_GIVEN TASK_
Show all lines that include the string "this"; copy each one.
--- ITEMS ---
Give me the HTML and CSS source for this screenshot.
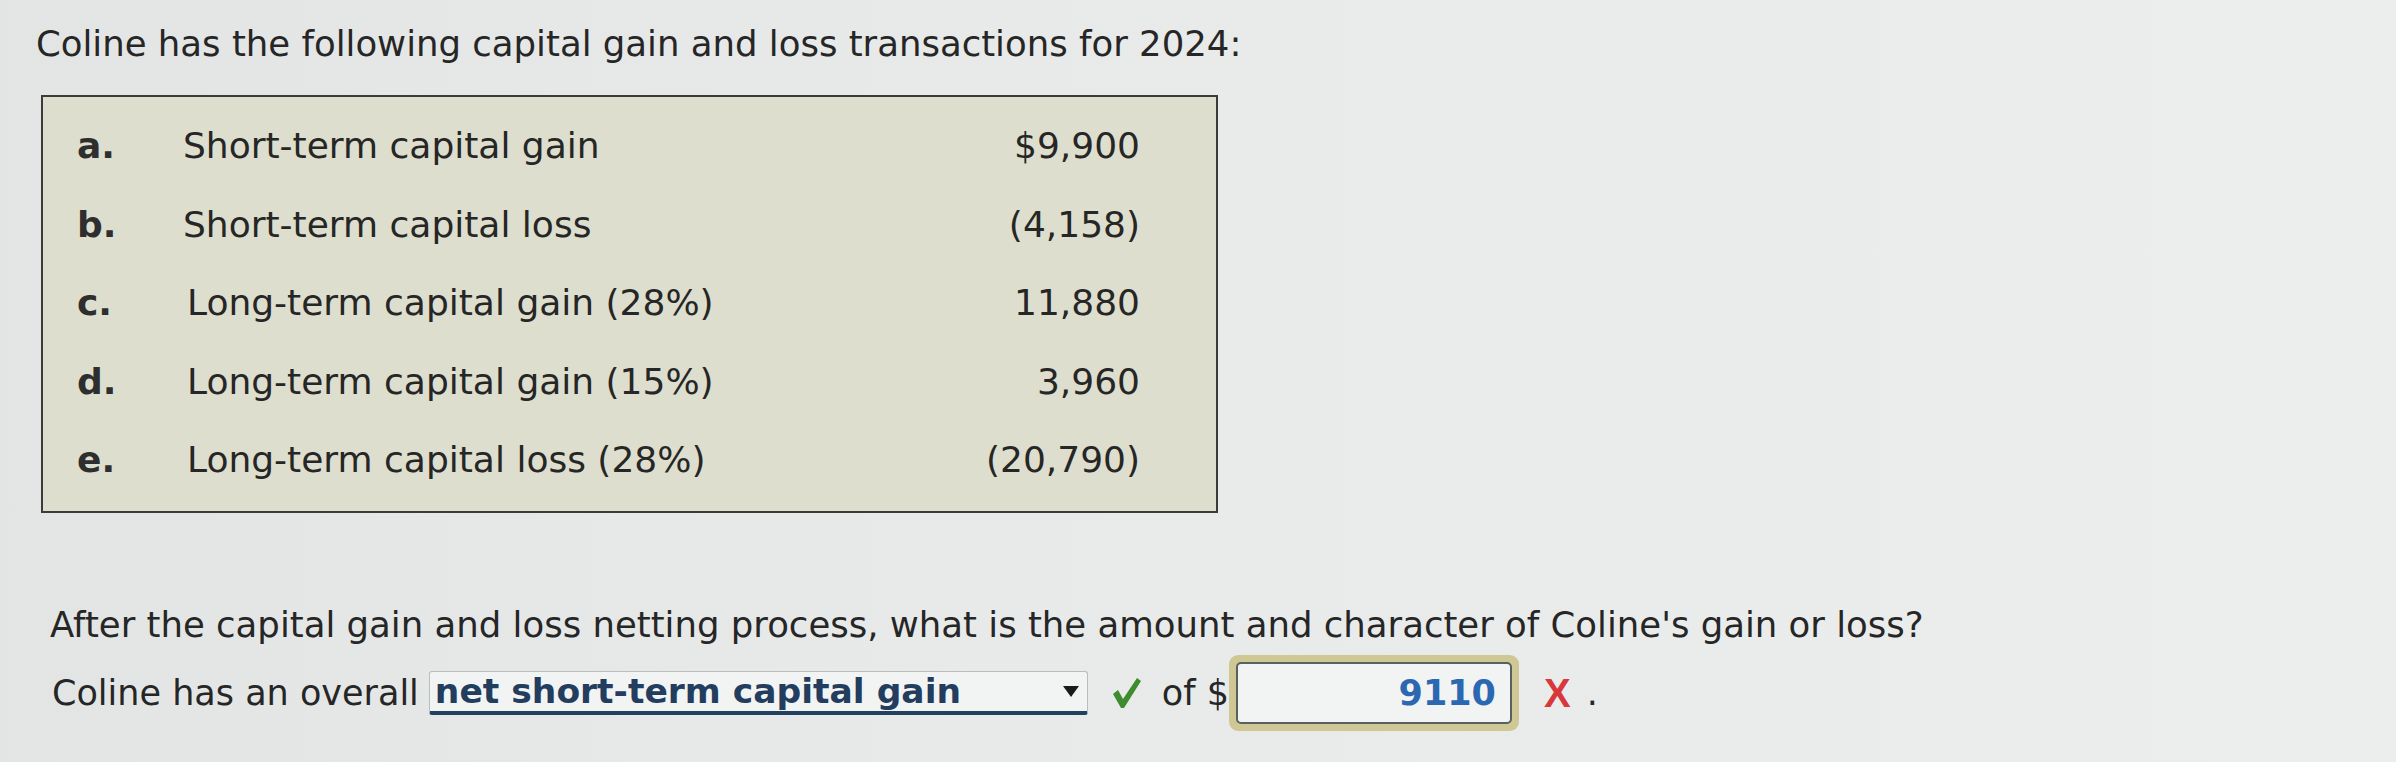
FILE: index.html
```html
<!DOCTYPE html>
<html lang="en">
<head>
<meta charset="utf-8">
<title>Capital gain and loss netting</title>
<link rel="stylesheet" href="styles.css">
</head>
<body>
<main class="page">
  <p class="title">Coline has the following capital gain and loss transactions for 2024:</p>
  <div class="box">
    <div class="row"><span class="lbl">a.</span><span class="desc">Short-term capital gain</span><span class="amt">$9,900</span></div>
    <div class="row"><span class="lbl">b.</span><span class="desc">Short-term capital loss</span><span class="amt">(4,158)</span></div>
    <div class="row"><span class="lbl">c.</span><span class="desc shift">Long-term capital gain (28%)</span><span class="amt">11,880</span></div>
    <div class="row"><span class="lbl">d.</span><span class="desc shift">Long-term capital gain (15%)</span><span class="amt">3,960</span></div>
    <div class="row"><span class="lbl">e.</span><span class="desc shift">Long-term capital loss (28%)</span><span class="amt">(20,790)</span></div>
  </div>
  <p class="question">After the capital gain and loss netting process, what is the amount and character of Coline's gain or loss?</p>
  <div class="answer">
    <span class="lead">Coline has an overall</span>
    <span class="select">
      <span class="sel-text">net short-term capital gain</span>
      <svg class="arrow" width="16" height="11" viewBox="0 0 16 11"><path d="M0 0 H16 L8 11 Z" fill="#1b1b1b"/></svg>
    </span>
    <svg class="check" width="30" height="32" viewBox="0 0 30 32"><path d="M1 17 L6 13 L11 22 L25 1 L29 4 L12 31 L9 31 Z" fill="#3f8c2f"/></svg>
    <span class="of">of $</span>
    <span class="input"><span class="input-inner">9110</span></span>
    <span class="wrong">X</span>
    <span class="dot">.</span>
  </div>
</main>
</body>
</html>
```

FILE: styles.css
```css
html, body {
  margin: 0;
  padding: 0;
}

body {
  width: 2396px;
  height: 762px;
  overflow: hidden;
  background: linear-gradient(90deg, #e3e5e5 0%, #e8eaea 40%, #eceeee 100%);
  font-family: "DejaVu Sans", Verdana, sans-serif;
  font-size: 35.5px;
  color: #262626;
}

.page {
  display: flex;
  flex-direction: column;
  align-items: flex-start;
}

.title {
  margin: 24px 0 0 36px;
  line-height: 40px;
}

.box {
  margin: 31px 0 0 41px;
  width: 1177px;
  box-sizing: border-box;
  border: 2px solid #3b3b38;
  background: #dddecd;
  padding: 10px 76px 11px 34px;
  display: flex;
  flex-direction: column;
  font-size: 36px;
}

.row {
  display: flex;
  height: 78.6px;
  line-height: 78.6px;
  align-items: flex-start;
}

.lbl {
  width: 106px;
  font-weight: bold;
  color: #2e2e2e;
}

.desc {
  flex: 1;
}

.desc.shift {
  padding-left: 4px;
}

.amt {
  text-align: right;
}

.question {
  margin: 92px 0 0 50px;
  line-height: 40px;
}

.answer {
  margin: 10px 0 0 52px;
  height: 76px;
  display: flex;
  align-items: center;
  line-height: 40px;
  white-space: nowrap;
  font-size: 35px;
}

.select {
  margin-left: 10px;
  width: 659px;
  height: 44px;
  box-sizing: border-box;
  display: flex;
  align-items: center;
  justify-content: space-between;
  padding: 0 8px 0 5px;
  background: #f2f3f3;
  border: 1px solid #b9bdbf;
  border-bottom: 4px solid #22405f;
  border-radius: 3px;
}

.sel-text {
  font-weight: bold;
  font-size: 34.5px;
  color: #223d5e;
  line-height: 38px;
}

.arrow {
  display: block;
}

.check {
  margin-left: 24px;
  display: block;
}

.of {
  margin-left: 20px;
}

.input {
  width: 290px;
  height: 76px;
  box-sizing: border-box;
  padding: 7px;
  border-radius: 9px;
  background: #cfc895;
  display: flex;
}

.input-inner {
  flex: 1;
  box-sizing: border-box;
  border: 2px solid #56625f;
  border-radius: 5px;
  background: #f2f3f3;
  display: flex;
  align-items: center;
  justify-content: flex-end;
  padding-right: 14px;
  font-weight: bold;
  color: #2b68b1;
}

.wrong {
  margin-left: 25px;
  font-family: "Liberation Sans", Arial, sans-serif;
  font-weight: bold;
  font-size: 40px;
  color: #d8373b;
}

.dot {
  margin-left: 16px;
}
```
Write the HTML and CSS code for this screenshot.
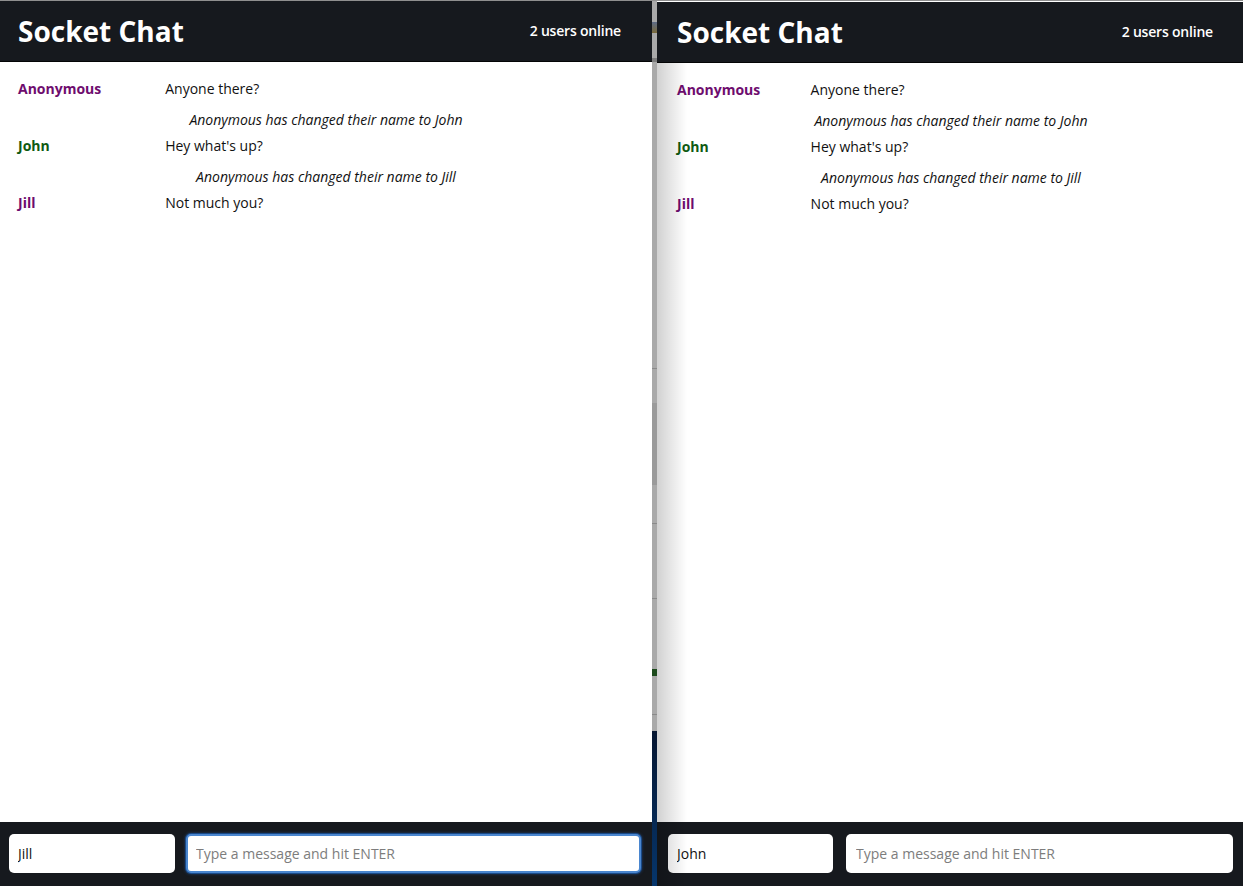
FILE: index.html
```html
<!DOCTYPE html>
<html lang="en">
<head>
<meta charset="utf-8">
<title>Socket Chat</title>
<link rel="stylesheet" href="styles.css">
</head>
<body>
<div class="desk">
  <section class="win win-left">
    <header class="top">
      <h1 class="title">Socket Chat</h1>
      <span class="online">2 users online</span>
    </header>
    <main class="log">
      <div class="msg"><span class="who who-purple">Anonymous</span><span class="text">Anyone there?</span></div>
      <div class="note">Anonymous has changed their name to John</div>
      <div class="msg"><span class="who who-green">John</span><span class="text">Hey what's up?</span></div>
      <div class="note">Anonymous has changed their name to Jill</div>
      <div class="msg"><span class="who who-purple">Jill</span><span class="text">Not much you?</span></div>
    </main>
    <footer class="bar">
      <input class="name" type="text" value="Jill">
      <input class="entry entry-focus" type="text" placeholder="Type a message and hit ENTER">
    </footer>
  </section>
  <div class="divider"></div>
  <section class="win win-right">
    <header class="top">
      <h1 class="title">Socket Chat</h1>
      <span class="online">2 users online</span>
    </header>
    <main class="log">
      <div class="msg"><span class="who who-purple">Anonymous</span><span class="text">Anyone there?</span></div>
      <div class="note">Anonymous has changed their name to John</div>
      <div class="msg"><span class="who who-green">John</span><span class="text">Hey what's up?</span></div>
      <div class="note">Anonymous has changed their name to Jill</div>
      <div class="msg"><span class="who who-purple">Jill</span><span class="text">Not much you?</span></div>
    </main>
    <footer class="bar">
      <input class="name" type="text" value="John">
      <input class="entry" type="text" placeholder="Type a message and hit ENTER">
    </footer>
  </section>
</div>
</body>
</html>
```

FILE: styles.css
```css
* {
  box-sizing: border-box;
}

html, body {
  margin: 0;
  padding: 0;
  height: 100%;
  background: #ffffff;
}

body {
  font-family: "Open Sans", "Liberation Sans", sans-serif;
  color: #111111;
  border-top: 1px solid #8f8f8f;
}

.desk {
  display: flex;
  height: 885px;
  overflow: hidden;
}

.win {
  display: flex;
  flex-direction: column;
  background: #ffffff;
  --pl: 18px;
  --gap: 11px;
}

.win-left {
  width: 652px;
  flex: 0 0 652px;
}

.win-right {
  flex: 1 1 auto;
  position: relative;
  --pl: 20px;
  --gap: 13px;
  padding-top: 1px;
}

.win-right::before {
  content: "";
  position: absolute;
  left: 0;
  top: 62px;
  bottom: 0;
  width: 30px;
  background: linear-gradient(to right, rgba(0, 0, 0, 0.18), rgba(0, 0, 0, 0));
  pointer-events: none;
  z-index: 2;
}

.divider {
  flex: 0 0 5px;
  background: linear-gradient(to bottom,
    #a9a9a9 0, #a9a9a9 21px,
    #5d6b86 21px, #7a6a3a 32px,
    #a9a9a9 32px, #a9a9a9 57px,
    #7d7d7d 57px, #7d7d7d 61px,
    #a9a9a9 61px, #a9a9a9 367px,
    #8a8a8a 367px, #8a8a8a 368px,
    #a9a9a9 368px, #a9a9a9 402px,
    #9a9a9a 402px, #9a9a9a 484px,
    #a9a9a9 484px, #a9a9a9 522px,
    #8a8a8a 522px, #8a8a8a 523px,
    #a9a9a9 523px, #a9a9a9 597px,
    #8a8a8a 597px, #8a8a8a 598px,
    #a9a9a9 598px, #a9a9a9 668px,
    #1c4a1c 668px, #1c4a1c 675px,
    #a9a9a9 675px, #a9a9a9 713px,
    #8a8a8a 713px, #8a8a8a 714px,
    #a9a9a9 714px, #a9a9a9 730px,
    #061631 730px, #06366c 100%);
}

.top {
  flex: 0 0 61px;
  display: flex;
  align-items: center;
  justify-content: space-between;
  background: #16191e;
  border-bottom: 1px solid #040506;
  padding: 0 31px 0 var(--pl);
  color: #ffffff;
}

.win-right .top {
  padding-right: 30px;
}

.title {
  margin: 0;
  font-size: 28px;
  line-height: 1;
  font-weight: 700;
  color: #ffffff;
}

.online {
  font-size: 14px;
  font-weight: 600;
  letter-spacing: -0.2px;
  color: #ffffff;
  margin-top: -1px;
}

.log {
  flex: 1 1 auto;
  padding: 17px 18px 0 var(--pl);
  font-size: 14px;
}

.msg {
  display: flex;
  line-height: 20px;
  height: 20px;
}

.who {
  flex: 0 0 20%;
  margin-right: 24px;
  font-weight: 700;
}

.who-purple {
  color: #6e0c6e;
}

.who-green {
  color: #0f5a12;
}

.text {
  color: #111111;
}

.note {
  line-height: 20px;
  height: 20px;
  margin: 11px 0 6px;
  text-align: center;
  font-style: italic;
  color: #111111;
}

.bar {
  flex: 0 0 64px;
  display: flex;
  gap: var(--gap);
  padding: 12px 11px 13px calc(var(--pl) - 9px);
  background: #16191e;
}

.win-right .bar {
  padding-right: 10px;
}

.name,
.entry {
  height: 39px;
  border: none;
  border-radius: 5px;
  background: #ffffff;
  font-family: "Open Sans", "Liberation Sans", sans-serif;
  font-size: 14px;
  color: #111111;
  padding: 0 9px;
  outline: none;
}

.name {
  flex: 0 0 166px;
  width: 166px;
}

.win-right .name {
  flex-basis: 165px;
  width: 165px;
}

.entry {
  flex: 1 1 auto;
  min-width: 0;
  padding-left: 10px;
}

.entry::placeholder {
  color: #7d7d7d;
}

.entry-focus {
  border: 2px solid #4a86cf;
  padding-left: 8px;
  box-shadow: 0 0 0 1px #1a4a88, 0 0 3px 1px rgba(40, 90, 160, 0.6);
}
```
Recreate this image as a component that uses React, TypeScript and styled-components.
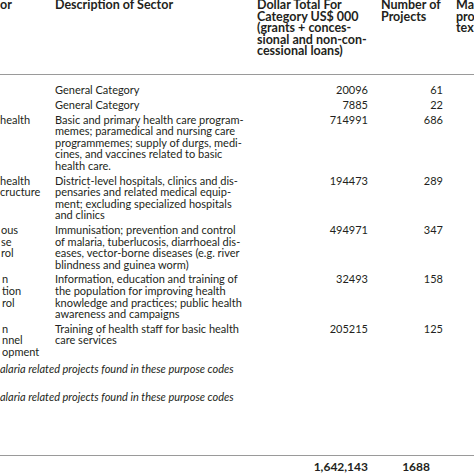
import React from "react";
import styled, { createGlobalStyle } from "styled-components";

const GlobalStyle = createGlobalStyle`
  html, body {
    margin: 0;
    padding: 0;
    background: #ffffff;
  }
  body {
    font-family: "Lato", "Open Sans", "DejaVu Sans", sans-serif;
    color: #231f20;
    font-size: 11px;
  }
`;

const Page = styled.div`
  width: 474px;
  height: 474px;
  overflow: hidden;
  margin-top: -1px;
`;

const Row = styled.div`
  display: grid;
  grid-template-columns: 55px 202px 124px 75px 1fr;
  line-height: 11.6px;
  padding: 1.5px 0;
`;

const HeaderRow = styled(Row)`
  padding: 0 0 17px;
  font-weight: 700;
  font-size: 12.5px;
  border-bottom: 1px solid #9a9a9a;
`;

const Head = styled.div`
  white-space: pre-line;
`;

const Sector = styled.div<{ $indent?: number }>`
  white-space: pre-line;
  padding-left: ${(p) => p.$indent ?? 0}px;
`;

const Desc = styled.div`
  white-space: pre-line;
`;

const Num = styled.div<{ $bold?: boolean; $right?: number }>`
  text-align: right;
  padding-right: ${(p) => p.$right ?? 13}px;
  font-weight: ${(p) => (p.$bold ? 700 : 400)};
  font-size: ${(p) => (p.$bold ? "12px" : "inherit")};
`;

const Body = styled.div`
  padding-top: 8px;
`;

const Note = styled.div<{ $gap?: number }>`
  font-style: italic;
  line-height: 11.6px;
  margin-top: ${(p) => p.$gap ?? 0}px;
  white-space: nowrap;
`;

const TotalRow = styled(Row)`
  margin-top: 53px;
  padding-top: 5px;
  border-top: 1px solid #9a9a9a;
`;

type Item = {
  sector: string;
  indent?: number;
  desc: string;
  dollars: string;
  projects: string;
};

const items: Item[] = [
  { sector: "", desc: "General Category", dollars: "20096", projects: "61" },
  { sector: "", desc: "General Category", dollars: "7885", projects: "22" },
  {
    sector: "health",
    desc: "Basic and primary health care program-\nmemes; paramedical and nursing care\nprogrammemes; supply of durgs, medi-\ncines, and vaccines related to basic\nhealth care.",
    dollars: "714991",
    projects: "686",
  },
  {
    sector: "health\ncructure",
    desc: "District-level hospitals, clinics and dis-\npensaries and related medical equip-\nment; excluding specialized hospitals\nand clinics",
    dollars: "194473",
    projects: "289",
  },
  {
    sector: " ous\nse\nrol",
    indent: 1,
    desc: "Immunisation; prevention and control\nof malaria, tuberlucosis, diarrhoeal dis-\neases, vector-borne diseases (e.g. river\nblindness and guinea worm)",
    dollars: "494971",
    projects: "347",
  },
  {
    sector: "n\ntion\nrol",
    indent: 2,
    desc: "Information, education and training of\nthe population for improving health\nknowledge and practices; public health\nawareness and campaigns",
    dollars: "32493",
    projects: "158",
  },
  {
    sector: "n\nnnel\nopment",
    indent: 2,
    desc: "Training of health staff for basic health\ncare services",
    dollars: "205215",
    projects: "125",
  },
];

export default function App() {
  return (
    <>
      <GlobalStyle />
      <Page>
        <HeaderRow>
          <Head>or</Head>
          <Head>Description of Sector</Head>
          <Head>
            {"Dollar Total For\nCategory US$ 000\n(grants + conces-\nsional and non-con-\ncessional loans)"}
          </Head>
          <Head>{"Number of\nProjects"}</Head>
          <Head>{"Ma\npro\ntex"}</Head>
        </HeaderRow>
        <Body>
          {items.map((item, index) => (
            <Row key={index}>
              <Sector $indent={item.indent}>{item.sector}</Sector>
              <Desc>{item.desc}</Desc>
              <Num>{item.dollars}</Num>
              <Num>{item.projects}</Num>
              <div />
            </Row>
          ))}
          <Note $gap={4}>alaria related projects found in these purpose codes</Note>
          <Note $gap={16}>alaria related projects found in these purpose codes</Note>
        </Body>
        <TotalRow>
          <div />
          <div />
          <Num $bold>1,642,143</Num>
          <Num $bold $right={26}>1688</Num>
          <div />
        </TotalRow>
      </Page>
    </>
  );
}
---
_FULL RESPONSE_
Give me the HTML and CSS source for this screenshot.
Write the HTML and CSS code for this screenshot.
Recreate this image as a component that uses React, TypeScript and styled-components.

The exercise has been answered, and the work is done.